Trump Administration Unveils Billions in New Disaster Aid: USDA Launches Stage Two Relief for Struggling Farmers

The U.S. Department of Agriculture has officially opened Stage Two of its long-awaited disaster-assistance rollout, unlocking a new stream of federal relief for producers who suffered crop, tree, vine, livestock, milk, and stored-commodity losses in 2023 and 2024.
The announcement, released today by USDA’s Farm Service Agency, represents the next phase of what the agency says is more than $16 billion in total support for farmers nationwide.
Full USDA announcement linked here.
For growers across California—especially those managing high-value permanent crops—this stage of funding could be the most impactful yet.
A Major Expansion of Eligibility
While Stage One focused primarily on indemnified losses tied to crop-insurance or NAP claims, Stage Two broadens eligibility significantly. This new stage includes losses that were not covered, were only partially covered, or fell into shallow-loss or quality-loss categories.
This means many producers who were previously told they were ineligible may now qualify.
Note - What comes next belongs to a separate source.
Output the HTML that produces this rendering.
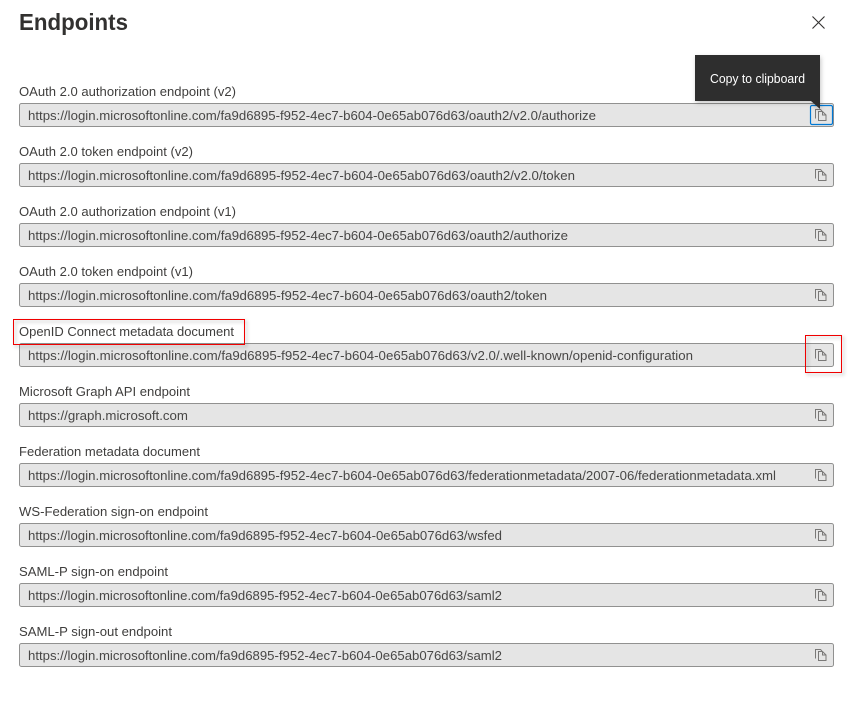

For the Central Valley—where heat spikes, quality downgrades, pest flare-ups, and smoke-taint events often cause losses that don’t meet full insurance thresholds—this shift is especially significant.
FSA county offices will begin accepting Stage Two applications on November 24, 2025, and both Stage One and Stage Two applications will close on April 30, 2026.
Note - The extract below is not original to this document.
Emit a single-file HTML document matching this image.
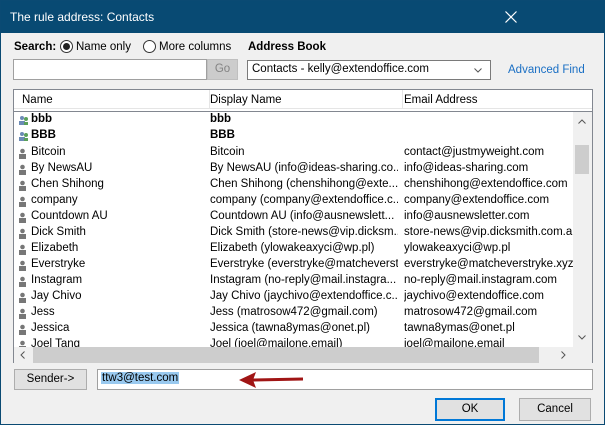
<!DOCTYPE html>
<html><head><style>
*{margin:0;padding:0;box-sizing:border-box}
body{width:605px;height:425px;overflow:hidden;font-family:"Liberation Sans",sans-serif;font-size:11.5px;color:#000;background:#f0f0f0;position:relative}
.win{position:absolute;left:0;top:0;width:605px;height:425px;border:1px solid #0a4a73;background:#f0f0f0}
.title{position:absolute;left:0;top:0;width:605px;height:32px;background:#084a73;color:#fff;font-size:12px}
.a{position:absolute;white-space:nowrap}
.box{position:absolute;background:#fff;border:1px solid #7a7a7a}
.btn{position:absolute;background:#e1e1e1;border:1px solid #adadad;text-align:center}
.radio{position:absolute;width:13px;height:13px;border:1px solid #333;border-radius:50%;background:#fff}
.row{position:absolute;left:0;height:16px;width:558px}
.row span{position:absolute;top:1px;white-space:nowrap;overflow:hidden}
.ic{position:absolute;left:4px;top:3px;width:9px;height:11px}
</style></head><body>
<div class="win">
<div class="title"><span class="a" style="left:9px;top:9px">The rule address: Contacts</span>
<svg class="a" style="left:504px;top:10px" width="12" height="12" viewBox="0 0 12 12"><path d="M0.5 0.5L11.5 11.5M11.5 0.5L0.5 11.5" stroke="#fff" stroke-width="1.2"/></svg></div>

<span class="a" style="left:13px;top:40px;font-weight:bold">Search:</span>
<div class="radio" style="left:59px;top:39px"><div style="position:absolute;left:2px;top:2px;width:7px;height:7px;border-radius:50%;background:#222"></div></div>
<span class="a" style="left:75px;top:40px">Name only</span>
<div class="radio" style="left:142px;top:39px"></div>
<span class="a" style="left:158px;top:40px">More columns</span>
<span class="a" style="left:247px;top:40px;font-weight:bold">Address Book</span>

<div class="box" style="left:12px;top:58px;width:194px;height:21px;border-color:#a0a0a0"></div>
<div class="btn" style="left:206px;top:58px;width:31px;height:21px;background:#cccccc;border-color:#bfbfbf;color:#838383;line-height:19px">Go</div>
<div class="box" style="left:246px;top:59px;width:244px;height:20px;border-color:#7a7a7a"><span class="a" style="left:4px;top:2px">Contacts - kelly@extendoffice.com</span>
<svg class="a" style="left:226px;top:7px" width="8" height="5" viewBox="0 0 8 5"><path d="M0.5 0.5L4 4L7.5 0.5" stroke="#555" fill="none"/></svg></div>
<span class="a" style="left:507px;top:63px;color:#1a6fc4">Advanced Find</span>

<div class="box" style="left:12px;top:88px;width:580px;height:274px;border-color:#828790">
 <div style="position:absolute;left:0;top:0;width:578px;height:19px;background:#fff;border-bottom:1px solid #e5e5e5"></div>
 <span class="a" style="left:8px;top:4px">Name</span>
 <div class="a" style="left:195px;top:0;width:1px;height:19px;background:#e5e5e5"></div>
 <span class="a" style="left:196px;top:4px">Display Name</span>
 <div class="a" style="left:388px;top:0;width:1px;height:19px;background:#e5e5e5"></div>
 <span class="a" style="left:390px;top:4px">Email Address</span>
 <div style="position:absolute;left:0;top:21px;width:578px;height:1px;background:#828790"></div>
 <div style="position:absolute;left:0;top:22px;width:559px;height:235px;overflow:hidden">
  <div class="row" style="top:0"><svg class="ic" viewBox="0 0 9 11" style="width:11px"><circle cx="3" cy="3" r="2" fill="#6c8bb5"/><rect x="0" y="6" width="6" height="4" fill="#6c8bb5"/><circle cx="7" cy="4" r="2" fill="#5aa05a"/><rect x="5" y="7" width="4" height="3" fill="#5aa05a"/></svg><span style="left:17px;font-weight:bold">bbb</span><span style="left:196px;font-weight:bold">bbb</span></div>
  <div class="row" style="top:16px"><svg class="ic" viewBox="0 0 9 11" style="width:11px"><circle cx="3" cy="3" r="2" fill="#6c8bb5"/><rect x="0" y="6" width="6" height="4" fill="#6c8bb5"/><circle cx="7" cy="4" r="2" fill="#5aa05a"/><rect x="5" y="7" width="4" height="3" fill="#5aa05a"/></svg><span style="left:17px;font-weight:bold">BBB</span><span style="left:196px;font-weight:bold">BBB</span></div>
  <div id="rows"></div>
 </div>
 <div style="position:absolute;left:559px;top:22px;width:19px;height:235px;background:#f0f0f0">
  <svg class="a" style="left:5px;top:7px" width="8" height="5" viewBox="0 0 8 5"><path d="M0.5 4.5L4 1L7.5 4.5" stroke="#555" fill="none"/></svg>
  <div class="a" style="left:2px;top:33px;width:14px;height:29px;background:#cdcdcd"></div>
  <svg class="a" style="left:5px;top:223px" width="8" height="5" viewBox="0 0 8 5"><path d="M0.5 0.5L4 4L7.5 0.5" stroke="#555" fill="none"/></svg></div>
 <div style="position:absolute;left:0;top:257px;width:559px;height:16px;background:#f0f0f0">
  <svg class="a" style="left:6px;top:4px" width="5" height="8" viewBox="0 0 5 8"><path d="M4.5 0.5L1 4L4.5 7.5" stroke="#555" fill="none"/></svg>
  <div class="a" style="left:19px;top:0;width:506px;height:16px;background:#cdcdcd"></div>
  <svg class="a" style="left:547px;top:4px" width="5" height="8" viewBox="0 0 5 8"><path d="M0.5 0.5L4 4L0.5 7.5" stroke="#555" fill="none"/></svg></div>
 <div style="position:absolute;left:559px;top:257px;width:19px;height:16px;background:#f0f0f0"></div>
</div>

<div class="btn" style="left:13px;top:368px;width:73px;height:21px;line-height:19px">Sender-&gt;</div>
<div class="box" style="left:96px;top:368px;width:496px;height:21px;border-color:#a0a0a0"><span class="a" style="left:3px;top:2px;background:#99c9ef;padding:0 1px">ttw3@test.com</span></div>
<svg class="a" style="left:238px;top:370px" width="66" height="18" viewBox="0 0 66 18"><line x1="14" y1="9" x2="64" y2="8" stroke="#a01515" stroke-width="3"/><polygon points="0,9 17,1 14,9 17,17" fill="#a01515"/></svg>

<div class="btn" style="left:434px;top:397px;width:70px;height:23px;border:2px solid #0078d7;line-height:19px">OK</div>
<div class="btn" style="left:518px;top:397px;width:72px;height:23px;line-height:21px">Cancel</div>
</div>
<script>
var d=[["Bitcoin","Bitcoin","contact@justmyweight.com"],["By NewsAU","By NewsAU (info@ideas-sharing.co...","info@ideas-sharing.com"],["Chen Shihong","Chen Shihong (chenshihong@exte...","chenshihong@extendoffice.com"],["company","company (company@extendoffice.c...","company@extendoffice.com"],["Countdown AU","Countdown AU (info@ausnewslett...","info@ausnewsletter.com"],["Dick Smith","Dick Smith (store-news@vip.dicksm...","store-news@vip.dicksmith.com.au"],["Elizabeth","Elizabeth (ylowakeaxyci@wp.pl)","ylowakeaxyci@wp.pl"],["Everstryke","Everstryke (everstryke@matcheverst...","everstryke@matcheverstryke.xyz"],["Instagram","Instagram (no-reply@mail.instagra...","no-reply@mail.instagram.com"],["Jay Chivo","Jay Chivo (jaychivo@extendoffice.c...","jaychivo@extendoffice.com"],["Jess","Jess (matrosow472@gmail.com)","matrosow472@gmail.com"],["Jessica","Jessica (tawna8ymas@onet.pl)","tawna8ymas@onet.pl"],["Joel Tang","Joel (joel@mailone.email)","joel@mailone.email"]];
var h="";d.forEach(function(r,i){h+='<div class="row" style="top:'+(33+i*16)+'px"><svg class="ic" viewBox="0 0 9 11"><circle cx="4.5" cy="3" r="2.3" fill="#777"/><rect x="1" y="6" width="7" height="5" fill="#777"/></svg><span style="left:17px;width:175px">'+r[0]+'</span><span style="left:196px;width:188px">'+r[1]+'</span><span style="left:390px;width:169px">'+r[2]+'</span></div>';});
document.getElementById("rows").outerHTML=h;
</script>
</body></html>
What’s Included in This Round of Assistance
In addition to the Supplemental Disaster Relief Program (SDRP), USDA is simultaneously activating relief for two other areas that have hit California operations hard:
The Milk Loss Program
Supports dairy producers who discarded milk due to natural-disaster disruptions, with payments available up to $1.65 million per operation.
The On-Farm Stored Commodity Loss Program
Covers losses of harvested crops stored on-farm that were damaged or destroyed by eligible disaster events, with available payments up to $5 million. Enrollment runs from Nov. 24, 2025 to Jan. 23, 2026.
These programs target gaps that traditional crop-insurance products often do not fill—particularly for orchard crops, perennial systems, and diversified operations.
Why This Matters for California Agriculture
California growers routinely battle production risks that show up as quality losses, yield reductions, heat-related stress, smoke-taint issues, or post-harvest storage damage. Many of these events do not hit insured triggers but still take a measurable toll on crop value and profitability.
Stage Two is essentially USDA’s acknowledgement that “hidden” losses are real losses.
Permanent crops—almonds, pistachios, citrus, stone fruit, grapes—are expected to benefit the most.
Growers who trimmed losses on their taxes, documented reduced yield during harvest, or had commodity discounts from processors now have good reason to revisit their 2023–2024 production records.
What Producers Should Do Next
Although the rollout is large and technical, the guidance from USDA is simple: start preparing now.
Records from the 2023 and 2024 crop years—harvest receipts, processor settlement sheets, documented quality downgrades, storage records, insurance paperwork—will all matter.
FSA offices will begin processing Stage Two on Nov. 24, but county agents are already advising growers to make appointments early due to expected demand.
Application portal and program info: https://www.usda.gov/about-usda/news/press-releases/2025/11/17/trump-administration-delivers-second-stage-crop-disaster-assistance-farmers.
How This Connects Back to Long-Term Farm Resilience
While the funding is a major win for producers, USDA officials have emphasized that disaster programs are not substitutes for long-term risk-management strategies. For California farmers, this includes:
- Maintaining well-documented management practices
- Investing in orchard health and vigor
- Strengthening soil and water-holding capacity
- Building more resilient systems to withstand shocks
This is where The Ag Center’s network of affiliates plays a critical role—from orchard services to soil-health solutions, crop-management software, agronomic guidance, and land-use planning designed to minimize future loss exposure.
Bottom Line
USDA’s Stage Two rollout provides the broadest disaster-assistance opportunity growers have seen in years. Many who assumed they were ineligible may now qualify for substantial support—but only if they apply before April 30, 2026.
California’s agricultural economy continues to face uncertainty from weather extremes, rising input costs, labor shortages, and regulatory pressure. Assistance programs like this offer not only short-term relief but also a reminder of the importance of resilience, documentation, and strategy.
As FSA windows open this month, The Ag Center News will continue monitoring program updates, producer feedback, and any clarifications issued by USDA.